Court's Analysis of Withdrawal Necessity

The court systematically analyzed the claims made by the defendants to determine whether they necessitated withdrawal. It concluded that some arguments, particularly those involving straightforward applications of SIPA, did not warrant withdrawal since they did not require significant interpretation of non-bankruptcy law. However, the court identified specific issues—such as the Trustee's authority to avoid transfers related to antecedent debts and the implications of the safe harbor provision—that demanded deeper legal inquiry and thus justified withdrawal. The court emphasized that the evaluation of these arguments involved complex interactions between bankruptcy and securities laws, necessitating the district court's involvement. Furthermore, constitutional questions regarding the bankruptcy court's authority to resolve certain claims were also deemed significant enough to warrant withdrawal.

Conclusion on Withdrawal

Ultimately, the court determined that it would withdraw the reference from bankruptcy court for specific issues while denying withdrawal for others. It specified that the withdrawal would cover matters involving the Trustee’s avoidance powers concerning antecedent debts, the application of § 546(e), tax implications under the Internal Revenue Code, and constitutional considerations stemming from the Supreme Court’s decision in Stern v.

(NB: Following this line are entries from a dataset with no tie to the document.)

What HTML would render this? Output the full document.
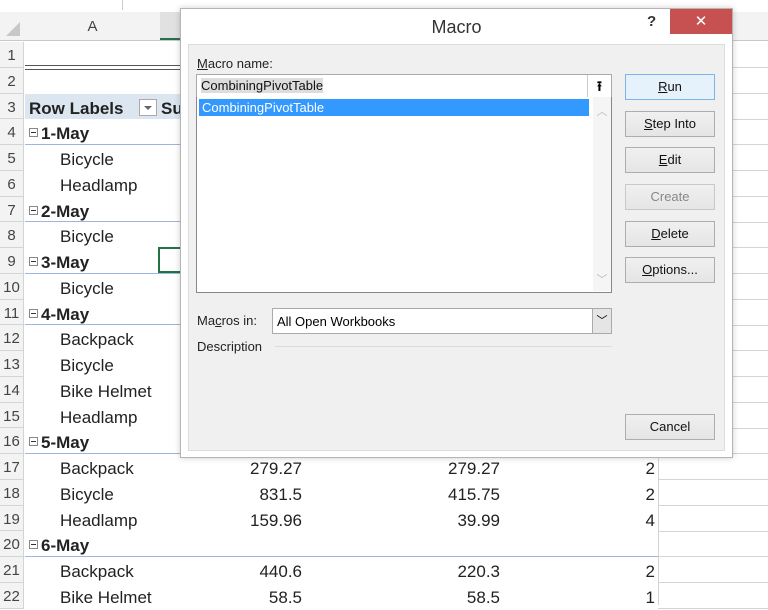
<!DOCTYPE html><html><head><style>
body{margin:0;width:768px;height:605px;overflow:hidden;background:#fff;font-family:"Liberation Sans",sans-serif;position:relative}
.a{position:absolute}
.rn{position:absolute;left:0;width:24px;text-align:center;font-size:15px;color:#444;background:#f3f3f3;border-right:1px solid #d4d4d4;border-bottom:1px solid #d4d4d4;box-sizing:border-box}
.cell{position:absolute;font-size:17px;color:#222;white-space:nowrap}
.b{font-weight:bold}
.gl{position:absolute;left:658px;width:110px;height:1px;background:#d4d4d4}
.btn{position:absolute;left:625px;width:90px;height:26px;box-sizing:border-box;border:1px solid #adadad;background:linear-gradient(#f0f0f0,#e5e5e5);font-size:13px;text-align:center;line-height:24px;color:#111}
.minus{display:inline-block;width:9px;height:9px;border:1px solid #888;box-sizing:border-box;position:relative;top:-2px;margin-right:3px;background:#fff}
.minus:after{content:"";position:absolute;left:1px;right:1px;top:3px;height:1px;background:#333}
</style></head><body>
<div class="a" style="left:0;top:0;width:768px;height:12px;background:#fff;border-bottom:1px solid #d4d4d4"></div>
<div class="a" style="left:122px;top:0;width:1px;height:10px;background:#ccc"></div>
<div class="a" style="left:0;top:12px;width:768px;height:28px;background:#f3f3f3;border-bottom:1px solid #c8c8c8"></div>
<div class="a" style="left:6px;top:22px;width:0;height:0;border-left:14px solid transparent;border-bottom:14px solid #c8c8c8"></div>
<div class="a" style="left:25px;top:12px;width:135px;height:28px;text-align:center;line-height:30px;font-size:15px;color:#444;border-right:1px solid #d4d4d4">A</div>
<div class="a" style="left:160px;top:12px;width:30px;height:28px;background:#e1e1e1;border-bottom:2px solid #217346;box-sizing:border-box"></div>
<div id="rows"></div>
<script>
var rows=[["",""],["",""],["Row Labels","",1],["1-May","",2],["Bicycle",""],["Headlamp",""],["2-May","",2],["Bicycle",""],["3-May","",2],["Bicycle",""],["4-May","",2],["Backpack",""],["Bicycle",""],["Bike Helmet",""],["Headlamp",""],["5-May","",2],["Backpack","279.27","279.27","2"],["Bicycle","831.5","415.75","2"],["Headlamp","159.96","39.99","4"],["6-May","",2],["Backpack","440.6","220.3","2"],["Bike Helmet","58.5","58.5","1"]];
var h="";
for(var i=0;i<rows.length;i++){var t=42+i*25.75;var r=rows[i];
h+='<div class="rn" style="top:'+t+'px;height:25.75px;line-height:27px">'+(i+1)+'</div>';
h+='<div class="gl" style="top:'+(t+25)+'px"></div>';
if(i==2){h+='<div class="a" style="left:25px;top:'+t+'px;width:160px;height:25.75px;background:#dce6f1"></div><div class="cell b" style="left:29px;top:'+(t+5)+'px">Row Labels</div><div class="a" style="left:139px;top:'+(t+5)+'px;width:18px;height:17px;border:1px solid #aaa;background:#fff;box-sizing:border-box"><div class="a" style="left:4px;top:6px;border-left:4px solid transparent;border-right:4px solid transparent;border-top:4px solid #666"></div></div><div class="cell b" style="left:161px;top:'+(t+5)+'px">Su</div>';}
else if(r[2]===2){h+='<div class="cell b" style="left:29px;top:'+(t+5)+'px"><span class="minus"></span>'+r[0]+'</div><div class="a" style="left:25px;top:'+(t+24.5)+'px;width:633px;height:1px;background:#9bb7e0"></div>';}
else if(r[0]){h+='<div class="cell" style="left:60px;top:'+(t+5)+'px">'+r[0]+'</div>';}
if(r[3]){h+='<div class="cell" style="right:466px;top:'+(t+5)+'px">'+r[1]+'</div><div class="cell" style="right:268px;top:'+(t+5)+'px">'+r[2]+'</div><div class="cell" style="right:113px;top:'+(t+5)+'px">'+r[3]+'</div>';}
}
document.getElementById("rows").innerHTML=h;
</script>
<div class="a" style="left:25px;top:65px;width:160px;height:3px;border-top:1px solid #555;border-bottom:1px solid #555"></div>
<div class="a" style="left:158px;top:247px;width:25px;height:26px;border:2px solid #217346;box-sizing:border-box"></div>
<div class="a" style="left:658px;top:40px;width:1px;height:565px;background:#d4d4d4"></div>
<!-- dialog -->
<div class="a" style="left:180px;top:8px;width:553px;height:450px;background:#fff;border:1px solid #b5b5b5;box-sizing:border-box;box-shadow:0 0 6px rgba(0,0,0,.2)">
<div class="a" style="left:0;top:8px;width:551px;text-align:center;font-size:18px;color:#333">Macro</div>
<div class="a" style="left:466px;top:4px;font-size:15px;font-weight:bold;color:#333">?</div>
<div class="a" style="left:489px;top:0;width:62px;height:25px;background:#c75050;color:#fff;text-align:center;font-size:15px;line-height:25px">✕</div>
<div class="a" style="left:7px;top:35px;width:537px;height:407px;background:#f0f0f0;border:1px solid #dcdcdc;box-sizing:border-box"></div>
</div>
<div class="a" style="left:197px;top:56px;font-size:13px;color:#222"><u>M</u>acro name:</div>
<div class="a" style="left:196px;top:74px;width:416px;height:24px;border:1px solid #aaa;background:#fff;box-sizing:border-box"><span class="a" style="left:4px;top:3px;font-size:13px;background:#ddd;color:#111">CombiningPivotTable</span><div class="a" style="right:0;top:0;width:23px;height:22px;border-left:1px solid #ccc;text-align:center;font-size:14px;font-weight:bold;line-height:22px">⭱</div></div>
<div class="a" style="left:196px;top:97px;width:416px;height:196px;border:1px solid #888;border-top:none;background:#fff;box-sizing:border-box">
<div class="a" style="left:2px;top:2px;width:390px;height:17px;background:#3399ff;color:#fff;font-size:13px;line-height:17px;padding-left:3px;box-sizing:border-box">CombiningPivotTable</div>
<div class="a" style="right:0;top:0;width:18px;height:194px;background:#f5f5f5;color:#bbb;font-size:11px;text-align:center"><div style="margin-top:6px">︿</div><div style="position:absolute;bottom:4px;width:18px">﹀</div></div></div>
<div class="a" style="left:197px;top:313px;font-size:13px;color:#222">Ma<u>c</u>ros in:</div>
<div class="a" style="left:272px;top:308px;width:340px;height:26px;border:1px solid #aaa;background:#fff;box-sizing:border-box"><span class="a" style="left:4px;top:5px;font-size:13px">All Open Workbooks</span><div class="a" style="right:0;top:0;width:18px;height:24px;background:#e5e5e5;border-left:1px solid #aaa;text-align:center;font-size:11px;line-height:24px">﹀</div></div>
<div class="a" style="left:197px;top:339px;font-size:13px;color:#222">Description</div>
<div class="a" style="left:275px;top:346px;width:337px;height:1px;background:#dcdcdc"></div>
<div class="btn" style="top:74px;border-color:#7eb4ea;background:#e5f1fb"><u>R</u>un</div>
<div class="btn" style="top:111px"><u>S</u>tep Into</div>
<div class="btn" style="top:147px"><u>E</u>dit</div>
<div class="btn" style="top:184px;color:#888;border-color:#c8c8c8">Create</div>
<div class="btn" style="top:221px"><u>D</u>elete</div>
<div class="btn" style="top:257px"><u>O</u>ptions...</div>
<div class="btn" style="top:414px">Cancel</div>
</body></html>
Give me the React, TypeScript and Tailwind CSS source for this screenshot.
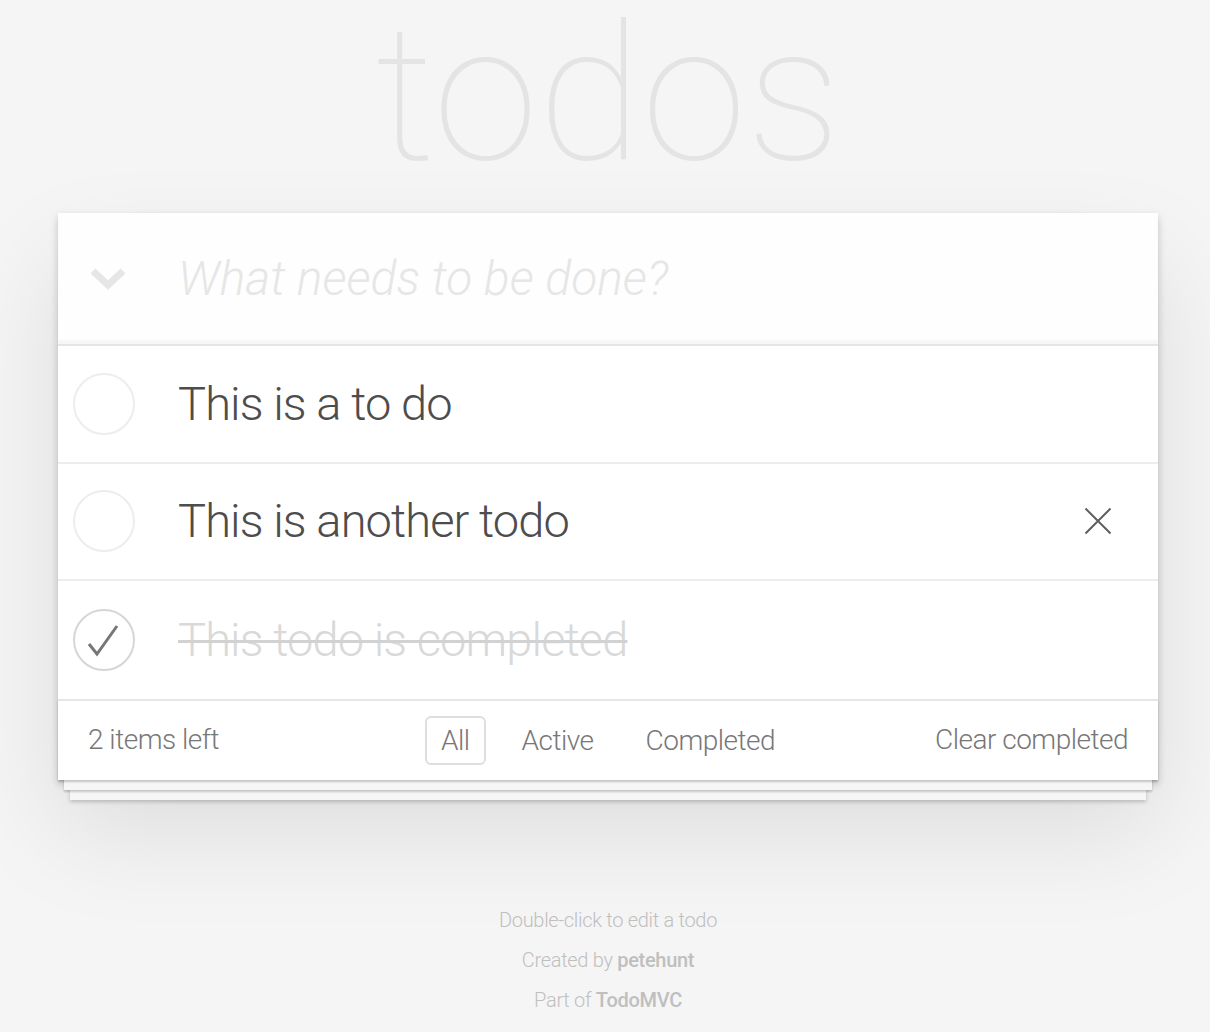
import React from "react";

type Todo = { id: number; title: string; completed: boolean };

const todos: Todo[] = [
  { id: 1, title: "This is a to do", completed: false },
  { id: 2, title: "This is another todo", completed: false },
  { id: 3, title: "This todo is completed", completed: true },
];

const ToggleCircle = ({ checked }: { checked: boolean }) => (
  <svg width="64" height="64" viewBox="0 0 64 64" className="shrink-0">
    <circle
      cx="32"
      cy="32"
      r="30"
      fill="none"
      stroke={checked ? "#d6d6d6" : "#ededed"}
      strokeWidth="2"
    />
    {checked && (
      <path
        d="M17 36 L25 46 L45 18"
        fill="none"
        stroke="#777"
        strokeWidth="3"
      />
    )}
  </svg>
);

const TodoItem = ({ todo, hover, last }: { todo: Todo; hover?: boolean; last?: boolean }) => (
  <li
    className={
      "flex items-center h-[117.5px] " + (last ? "" : "border-b-2 border-[#ededed]")
    }
  >
    <div className="w-[120px] pl-[14px] flex items-center">
      <ToggleCircle checked={todo.completed} />
    </div>
    <label
      className={
        todo.completed
          ? "text-[47px] tracking-[-0.9px] leading-[58px] text-[#d9d9d9] line-through decoration-[#d2d2d2] decoration-[3px]"
          : "text-[47px] tracking-[-0.9px] leading-[58px] text-[#4d4d4d]"
      }
    >
      {todo.title}
    </label>
    {hover && (
      <button className="ml-auto mr-[46px]" aria-label="Delete">
        <svg width="28" height="28" viewBox="0 0 28 28">
          <path d="M1.5 1.5 L26.5 26.5 M26.5 1.5 L1.5 26.5" stroke="#5e5e5e" strokeWidth="2" />
        </svg>
      </button>
    )}
  </li>
);

const App = () => {
  return (
    <div className="min-h-screen bg-[#f5f5f5] font-['Roboto',sans-serif] font-light pb-[20px]">
      <div className="flex flex-col items-center pl-[6px]">
        <h1 className="-mt-[21px] text-[190px] leading-[230px] font-thin text-[#e4e4e4]">
          todos
        </h1>

        <section className="mt-[4px] w-[1100px] bg-white shadow-[0_4px_8px_0_rgba(0,0,0,0.2),0_50px_100px_0_rgba(0,0,0,0.1)]">
          <header className="h-[131px] flex items-center bg-[#fefefe] shadow-[inset_0_-4px_2px_rgba(0,0,0,0.03)]">
            <div className="w-[120px] flex justify-center pr-[20px]">
              <svg width="36" height="22" viewBox="0 0 36 22">
                <path d="M3 3 L18 17 L33 3" fill="none" stroke="#e6e6e6" strokeWidth="7" />
              </svg>
            </div>
            <input
              className="flex-1 bg-transparent outline-none text-[48px] italic font-light text-[#4d4d4d] placeholder:text-[#e6e6e6] placeholder:italic"
              placeholder="What needs to be done?"
            />
          </header>

          <ul className="border-t-2 border-[#e6e6e6]">
            {todos.map((t, i) => (
              <TodoItem key={t.id} todo={t} hover={i === 1} last={i === todos.length - 1} />
            ))}
          </ul>

          <footer className="h-[81.5px] border-t-2 border-[#e6e6e6] px-[30px] grid grid-cols-[1fr_auto_1fr] items-center text-[28px] tracking-[-0.5px] text-[#777] shadow-[0_2px_2px_rgba(0,0,0,0.2),0_16px_0_-6px_#f6f6f6,0_18px_2px_-6px_rgba(0,0,0,0.2),0_32px_0_-12px_#f6f6f6,0_34px_4px_-12px_rgba(0,0,0,0.2)]">
            <span>2 items left</span>
            <ul className="flex items-center gap-[20px]">
              <li>
                <a className="block px-[14px] py-[6px] leading-[33px] border-2 border-[#dedede] rounded-[6px]">
                  All
                </a>
              </li>
              <li>
                <a className="block px-[14px] py-[6px] leading-[33px] border-2 border-transparent rounded-[6px]">
                  Active
                </a>
              </li>
              <li>
                <a className="block px-[14px] py-[6px] leading-[33px] border-2 border-transparent rounded-[6px]">
                  Completed
                </a>
              </li>
            </ul>
            <button className="justify-self-end tracking-[-0.5px]">Clear completed</button>
          </footer>
        </section>

        <footer className="mt-[120px] text-center text-[20px] tracking-[-0.3px] leading-[40px] text-[#bfbfbf]">
          <p>Double-click to edit a todo</p>
          <p>
            Created by <a className="font-medium">petehunt</a>
          </p>
          <p>
            Part of <a className="font-medium">TodoMVC</a>
          </p>
        </footer>
      </div>
    </div>
  );
};

export default App;
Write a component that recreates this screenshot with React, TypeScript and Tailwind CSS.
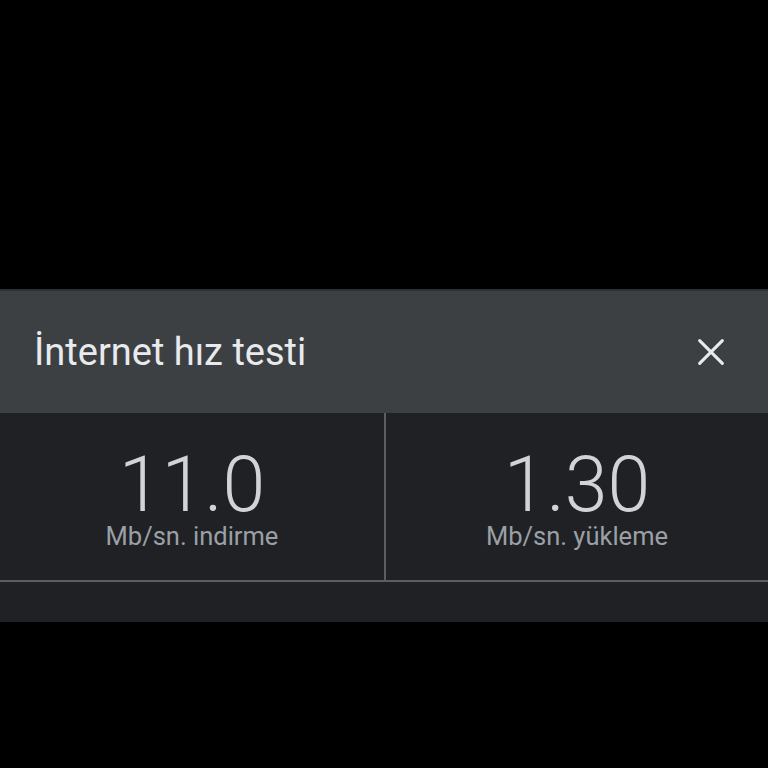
import React from 'react';

// Speed test result panel (dark theme)
export default function App() {
  return (
    <div className="w-[768px] h-[768px] bg-black flex flex-col" style={{ fontFamily: 'Roboto, "Noto Sans", sans-serif' }}>
      <div className="h-[289px] shrink-0" />
      <div className="h-[2px] bg-[#2e3134]" />
      {/* Header */}
      <div className="h-[122px] bg-[#3c4043] flex items-center justify-between pl-[34px] pr-[40px]">
        <span className="text-[38px] leading-[44px] text-[#e8eaed]">İnternet hız testi</span>
        <svg width="34" height="34" viewBox="0 0 24 24" className="text-[#e8eaed]">
          <path d="M4 4 L20 20 M20 4 L4 20" stroke="currentColor" strokeWidth="2.2" strokeLinecap="round" />
        </svg>
      </div>
      {/* Results */}
      <div className="bg-[#202124] flex flex-col">
        <div className="h-[167px] grid grid-cols-2">
          <div className="flex flex-col items-center justify-center pt-[4px]">
            <span className="text-[77px] font-light leading-[74px] text-[#d2d3d5]">11.0</span>
            <span className="text-[25.5px] leading-[28px] text-[#9aa0a6]">Mb/sn. indirme</span>
          </div>
          <div className="flex flex-col items-center justify-center border-l-2 border-[#5a5d61] pt-[4px]">
            <span className="text-[77px] font-light leading-[74px] text-[#d2d3d5]">1.30</span>
            <span className="text-[25.5px] leading-[28px] text-[#9aa0a6]">Mb/sn. yükleme</span>
          </div>
        </div>
        <div className="h-[2px] bg-[#5a5d61]" />
        <div className="h-[40px]" />
      </div>
    </div>
  );
}
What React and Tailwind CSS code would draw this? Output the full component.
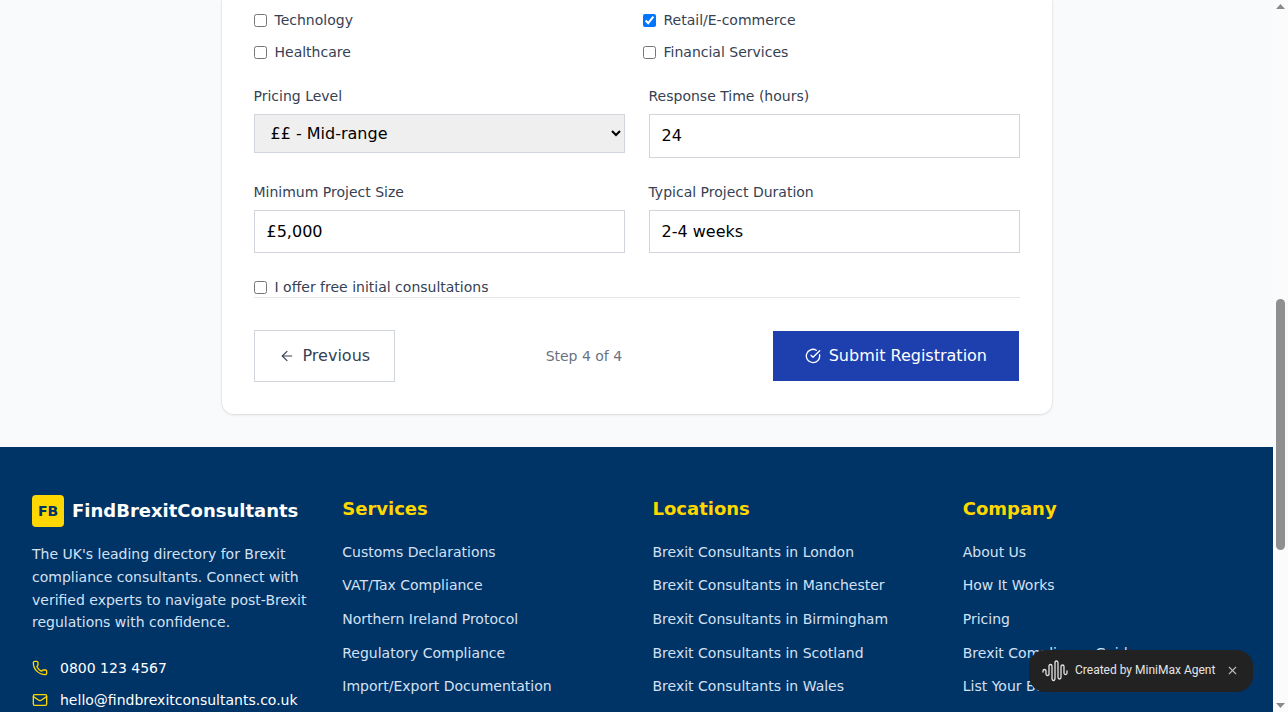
import React from 'react';
import { ArrowLeft, CircleCheckBig, Mail, Phone, X } from 'lucide-react';

const columns = [
  {
    title: 'Services',
    links: ['Customs Declarations', 'VAT/Tax Compliance', 'Northern Ireland Protocol', 'Regulatory Compliance', 'Import/Export Documentation'],
  },
  {
    title: 'Locations',
    links: ['Brexit Consultants in London', 'Brexit Consultants in Manchester', 'Brexit Consultants in Birmingham', 'Brexit Consultants in Scotland', 'Brexit Consultants in Wales'],
  },
  {
    title: 'Company',
    links: ['About Us', 'How It Works', 'Pricing', 'Brexit Compliance Guide', 'List Your Business'],
  },
];

const Check = ({ label, checked }) => (
  <label className="flex items-center gap-2 text-sm text-gray-700 h-5">
    <input type="checkbox" defaultChecked={checked} className="m-0 w-[13px] h-[13px]" />
    <span>{label}</span>
  </label>
);

const Field = ({ label, value }) => (
  <div>
    <label className="block text-sm text-gray-700 mb-2 leading-5">{label}</label>
    <input
      readOnly
      value={value}
      className="w-full h-[43.6px] px-3 border border-gray-300 bg-white text-black text-base outline-none"
    />
  </div>
);

const Waves = () => (
  <svg width="26" height="22" viewBox="0 0 26 22" fill="none" stroke="#e5e5e5" strokeWidth="1.3" strokeLinecap="round" strokeLinejoin="round" className="-mt-px">
    <path d="M1 12v-1q0-1.5 1.5-1.5T4 11v3q0 1.5 1.5 1.5T7 14V6q0-1.5 1.5-1.5T10 6v12q0 2.5 1.5 2.5T13 18V3q0-2 1.5-2T16 3v14q0 2 1.5 2T19 17V6.500q0-1.500 1.500-1.500T22 6.500V13q0 1.500 1.500 1.500T25 13v-2" />
  </svg>
);

export default function App() {
  return (
    <div className="h-[712px] overflow-hidden flex bg-[#f8fafc] text-gray-700" style={{ fontFamily: '"DejaVu Sans", sans-serif' }}>
      <div className="relative flex-1 min-w-0 overflow-hidden">
        <main className="w-[830px] mx-auto mb-[33px] bg-white rounded-b-xl shadow-[0_1px_3px_rgba(0,0,0,0.1),0_0_0_1px_rgba(0,0,0,0.03)] px-8 pb-8 pt-[10px]">
          <div className="grid grid-cols-2 gap-x-3 gap-y-3">
            <Check label="Technology" />
            <Check label="Retail/E-commerce" checked />
            <Check label="Healthcare" />
            <Check label="Financial Services" />
          </div>

          <div className="grid grid-cols-2 gap-x-6 gap-y-6 mt-[24px]">
            <div>
              <label className="block text-sm text-gray-700 mb-2 leading-5">Pricing Level</label>
              <select className="w-full h-[39px] px-3 border border-gray-300 bg-[#efefef] text-black text-base" defaultValue="mid">
                <option value="mid">££ - Mid-range</option>
              </select>
            </div>
            <Field label="Response Time (hours)" value="24" />
            <Field label="Minimum Project Size" value="£5,000" />
            <Field label="Typical Project Duration" value="2-4 weeks" />
          </div>

          <div className="mt-6 border-b border-gray-200">
            <Check label="I offer free initial consultations" />
          </div>

          <div className="flex items-center justify-between mt-8">
            <button className="flex items-center gap-2 h-[52px] px-6 border border-gray-300 bg-white text-gray-700 text-base">
              <ArrowLeft size={16} strokeWidth={1.7} />
              Previous
            </button>
            <span className="text-sm text-gray-500">Step 4 of 4</span>
            <button className="flex items-center gap-2 h-[50px] px-8 mr-[0.5px] bg-[#1e40af] text-white text-base">
              <CircleCheckBig size={16} strokeWidth={2} />
              Submit Registration
            </button>
          </div>
        </main>

        <footer className="bg-[#003366] px-8 pt-12 pb-12">
          <div className="grid grid-cols-4 gap-8">
            <div>
              <div className="flex items-center gap-2">
                <div className="w-8 h-8 rounded bg-[#ffd700] text-[#003366] font-bold text-sm flex items-center justify-center">FB</div>
                <span className="text-lg font-bold text-white">FindBrexitConsultants</span>
              </div>
              <p className="mt-4 text-sm leading-relaxed text-[#d4e1f4]">
                The UK's leading directory for Brexit compliance consultants. Connect with verified experts to navigate post-Brexit regulations with confidence.
              </p>
              <div className="mt-6 flex flex-col gap-3 text-sm text-white">
                <div className="flex items-center gap-3 h-5">
                  <Phone size={16} className="text-[#ffd700]" />
                  0800 123 4567
                </div>
                <div className="flex items-center gap-3 h-5">
                  <Mail size={16} className="text-[#ffd700]" />
                  hello@findbrexitconsultants.co.uk
                </div>
              </div>
            </div>

            {columns.map((col) => (
              <div key={col.title}>
                <h3 className="text-lg font-bold text-[#ffd700] leading-7">{col.title}</h3>
                <ul className="mt-[18.6px] flex flex-col gap-[13.6px] text-sm text-[#d4e1f4]">
                  {col.links.map((link) => (
                    <li key={link} className="leading-5">{link}</li>
                  ))}
                </ul>
              </div>
            ))}
          </div>
        </footer>

        <div className="absolute left-[1029px] top-[650px] w-[224px] h-[42px] rounded-2xl bg-[#222222] flex items-center pl-[13px] text-white" style={{ fontFamily: 'Roboto, sans-serif' }}>
          <Waves />
          <span className="ml-[7px] text-xs text-[#e5e5e5] -mt-[2px]">Created by MiniMax Agent</span>
          <X size={13} strokeWidth={2} className="ml-[10.500px] -mt-[2px] text-[#bbbbbb]" />
        </div>
      </div>

      <div className="w-[15px] shrink-0 bg-[#fbfbfb] flex flex-col items-center justify-between relative">
        <svg width="9" height="5" viewBox="0 0 9 5" className="mt-[4px]"><path d="M4.500 0L9 5H0z" fill="#8a8a8a" /></svg>
        <div className="absolute top-[299px] left-[3px] w-[9px] h-[251px] rounded-full bg-[#8f8f8f]" />
        <svg width="9" height="5" viewBox="0 0 9 5" className="mb-[4px]"><path d="M4.500 5L9 0H0z" fill="#8a8a8a" /></svg>
      </div>
    </div>
  );
}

Marshall. The court’s decision was grounded in the necessity of addressing complex legal interpretations that exceeded the bankruptcy court's routine functions. In contrast, issues that did not require significant interpretation of non-bankruptcy law were retained within the bankruptcy court's purview. The court then directed the parties to schedule further proceedings on the remaining matters, ensuring that the litigation continued to progress efficiently.